:: What the task asks ::
In the entries below, count the lines holding "styles". Reply with the number only.

:: Records for this task ::
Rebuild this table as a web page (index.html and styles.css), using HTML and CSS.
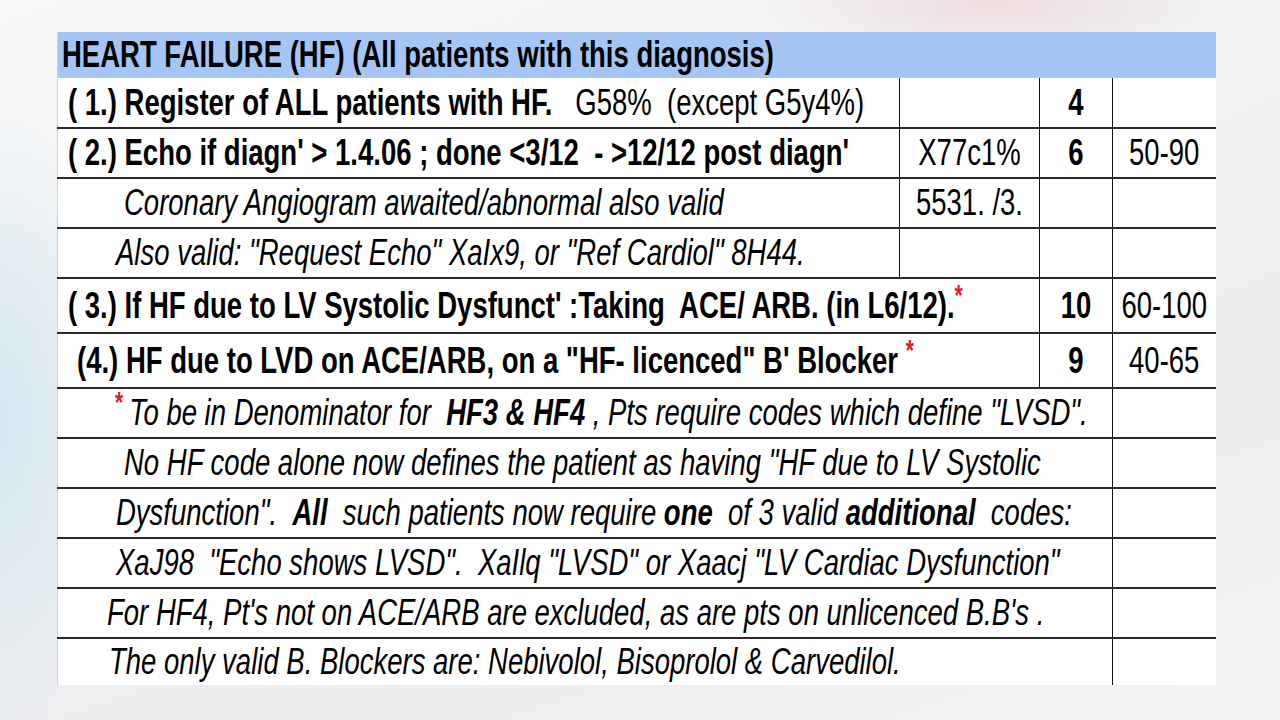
FILE: index.html
```html
<!DOCTYPE html>
<html lang="en">
<head>
<meta charset="utf-8">
<title>Heart Failure</title>
<link rel="stylesheet" href="styles.css">
</head>
<body>
<div class="slide">
  <table class="hf">
    <colgroup>
      <col class="c1"><col class="c2"><col class="c3"><col class="c4">
    </colgroup>
    <tr class="head"><td colspan="4"><span class="t">HEART FAILURE (HF) (All patients with this diagnosis)</span></td></tr>
    <tr class="row first">
      <td class="desc in-a"><span class="t"><b>( 1.) Register of ALL patients with HF.</b>&nbsp;&nbsp; G58%&nbsp; (except G5y4%)</span></td>
      <td class="code"></td><td class="pts"><span class="t">4</span></td><td class="rng"></td>
    </tr>
    <tr class="row">
      <td class="desc in-a"><span class="t"><b>( 2.) Echo if diagn' &gt; 1.4.06 ; done &lt;3/12&nbsp; - &gt;12/12 post diagn'</b></span></td>
      <td class="code"><span class="t">X77c1%</span></td><td class="pts"><span class="t">6</span></td><td class="rng"><span class="t">50-90</span></td>
    </tr>
    <tr class="row">
      <td class="desc note in-c"><span class="t">Coronary Angiogram awaited/abnormal also valid</span></td>
      <td class="code"><span class="t">5531. /3.</span></td><td class="pts"></td><td class="rng"></td>
    </tr>
    <tr class="row">
      <td class="desc note in-d"><span class="t">Also valid: "Request Echo" XaIx9, or "Ref Cardiol" 8H44.</span></td>
      <td class="code"></td><td class="pts"></td><td class="rng"></td>
    </tr>
    <tr class="row tall">
      <td class="desc in-a" colspan="2"><span class="t"><b>( 3.) If HF due to LV Systolic Dysfunct' :Taking&nbsp; ACE/ ARB. (in L6/12).</b><sup class="star">*</sup></span></td>
      <td class="pts"><span class="t">10</span></td><td class="rng"><span class="t">60-100</span></td>
    </tr>
    <tr class="row tall">
      <td class="desc in-b" colspan="2"><span class="t"><b>(4.) HF due to LVD on ACE/ARB, on a "HF- licenced" B' Blocker</b> <sup class="star">*</sup></span></td>
      <td class="pts"><span class="t">9</span></td><td class="rng"><span class="t">40-65</span></td>
    </tr>
    <tr class="row">
      <td class="desc note in-e" colspan="3"><span class="t"><sup class="star">*</sup>To be in Denominator for&nbsp; <b>HF3 &amp; HF4</b> , Pts require codes which define "LVSD".</span></td>
      <td class="rng"></td>
    </tr>
    <tr class="row">
      <td class="desc note in-c" colspan="3"><span class="t">No HF code alone now defines the patient as having "HF due to LV Systolic</span></td>
      <td class="rng"></td>
    </tr>
    <tr class="row">
      <td class="desc note in-d" colspan="3"><span class="t">Dysfunction".&nbsp; <b>All</b>&nbsp; such patients now require <b>one</b>&nbsp; of 3 valid <b>additional</b>&nbsp; codes:</span></td>
      <td class="rng"></td>
    </tr>
    <tr class="row">
      <td class="desc note in-d" colspan="3"><span class="t">XaJ98&nbsp; "Echo shows LVSD".&nbsp; XaIlq "LVSD" or Xaacj "LV Cardiac Dysfunction"</span></td>
      <td class="rng"></td>
    </tr>
    <tr class="row">
      <td class="desc note in-f" colspan="3"><span class="t">For HF4, Pt's not on ACE/ARB are excluded, as are pts on unlicenced B.B's .</span></td>
      <td class="rng"></td>
    </tr>
    <tr class="row last">
      <td class="desc note in-g" colspan="3"><span class="t">The only valid B. Blockers are: Nebivolol, Bisoprolol &amp; Carvedilol.</span></td>
      <td class="rng"></td>
    </tr>
  </table>
</div>
</body>
</html>
```

FILE: styles.css
```css
html, body {
  margin: 0;
  padding: 0;
}

body {
  width: 1280px;
  height: 720px;
  overflow: hidden;
  font-family: "Liberation Sans", Arial, sans-serif;
  color: #000;
  background:
    radial-gradient(ellipse 240px 50px at 990px 6px, rgba(236, 200, 204, 0.5), rgba(236, 200, 204, 0) 100%),
    radial-gradient(ellipse 130px 320px at 0px 420px, rgba(208, 230, 240, 0.85), rgba(208, 230, 240, 0) 100%),
    linear-gradient(160deg, #f7f8f9 0%, #f0f1f3 45%, #ecedef 70%, #f2f3f4 100%);
}

.slide {
  padding-top: 32px;
  padding-left: 57px;
}

.hf {
  table-layout: fixed;
  width: 1158px;
  border-collapse: collapse;
  background: #fff;
  border-left: 1px solid #c9d6e2;
}

.c1 { width: 842px; }
.c2 { width: 140px; }
.c3 { width: 73px; }
.c4 { width: 103px; }

.hf td {
  padding: 0;
  font-size: 27.5px;
  line-height: 30px;
  white-space: nowrap;
  vertical-align: middle;
  border-top: 2px solid #2b2b2b;
}

.t {
  display: inline-block;
  transform: scaleY(1.36);
  transform-origin: 50% 55%;
}

.head td {
  height: 46px;
  background: #a5c6f5;
  font-weight: bold;
  padding-left: 4px;
  border-top: none;
  border-left: 1px solid #c9d6e2;
}

.row td {
  height: 48px;
}

.row.first td {
  height: 49px;
  border-top: none;
}

.row.tall td {
  height: 53px;
}

.row.last td {
  height: 46px;
}

.code, .pts, .rng {
  text-align: center;
  border-left: 1px solid #111;
}

.pts {
  font-weight: bold;
}

.note {
  font-style: italic;
}

.star {
  color: #e0201f;
  font-style: normal;
  font-weight: bold;
  font-size: 21px;
  line-height: 0;
  vertical-align: 9px;
}

.in-e .star {
  margin-right: 6px;
}

.in-a { padding-left: 10px !important; }
.in-b { padding-left: 19px !important; }
.in-c { padding-left: 66px !important; }
.in-d { padding-left: 58px !important; }
.in-e { padding-left: 57px !important; }
.in-f { padding-left: 49px !important; }
.in-g { padding-left: 51px !important; }
```
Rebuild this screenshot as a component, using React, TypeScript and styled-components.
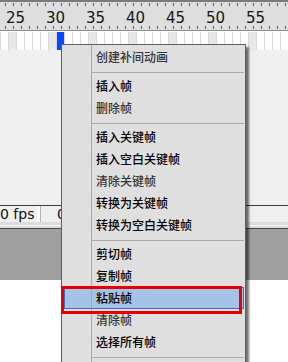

:: Exercise output ::
3